— Start of Data —

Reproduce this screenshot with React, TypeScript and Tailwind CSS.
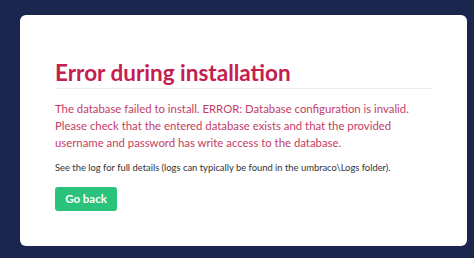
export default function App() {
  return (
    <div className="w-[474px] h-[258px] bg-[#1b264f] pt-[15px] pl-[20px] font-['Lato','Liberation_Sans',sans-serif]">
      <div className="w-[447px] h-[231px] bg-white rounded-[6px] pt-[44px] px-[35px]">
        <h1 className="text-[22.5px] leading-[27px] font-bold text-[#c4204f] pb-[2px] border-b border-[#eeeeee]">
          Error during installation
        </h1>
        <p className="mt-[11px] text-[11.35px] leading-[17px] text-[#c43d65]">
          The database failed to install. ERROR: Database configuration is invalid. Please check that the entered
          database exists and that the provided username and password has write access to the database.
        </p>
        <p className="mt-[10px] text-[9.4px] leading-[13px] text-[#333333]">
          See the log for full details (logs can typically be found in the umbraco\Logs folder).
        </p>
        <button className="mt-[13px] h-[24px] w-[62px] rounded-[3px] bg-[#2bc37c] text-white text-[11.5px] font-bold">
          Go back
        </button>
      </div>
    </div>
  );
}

— End of Data —

## Prompt:
The material above must be printed exactly, with its pictures left out.

## Reply to the exercise:
Reproduce this screenshot with React, TypeScript and Tailwind CSS.
export default function App() {
  return (
    <div className="w-[474px] h-[258px] bg-[#1b264f] pt-[15px] pl-[20px] font-['Lato','Liberation_Sans',sans-serif]">
      <div className="w-[447px] h-[231px] bg-white rounded-[6px] pt-[44px] px-[35px]">
        <h1 className="text-[22.5px] leading-[27px] font-bold text-[#c4204f] pb-[2px] border-b border-[#eeeeee]">
          Error during installation
        </h1>
        <p className="mt-[11px] text-[11.35px] leading-[17px] text-[#c43d65]">
          The database failed to install. ERROR: Database configuration is invalid. Please check that the entered
          database exists and that the provided username and password has write access to the database.
        </p>
        <p className="mt-[10px] text-[9.4px] leading-[13px] text-[#333333]">
          See the log for full details (logs can typically be found in the umbraco\Logs folder).
        </p>
        <button className="mt-[13px] h-[24px] w-[62px] rounded-[3px] bg-[#2bc37c] text-white text-[11.5px] font-bold">
          Go back
        </button>
      </div>
    </div>
  );
}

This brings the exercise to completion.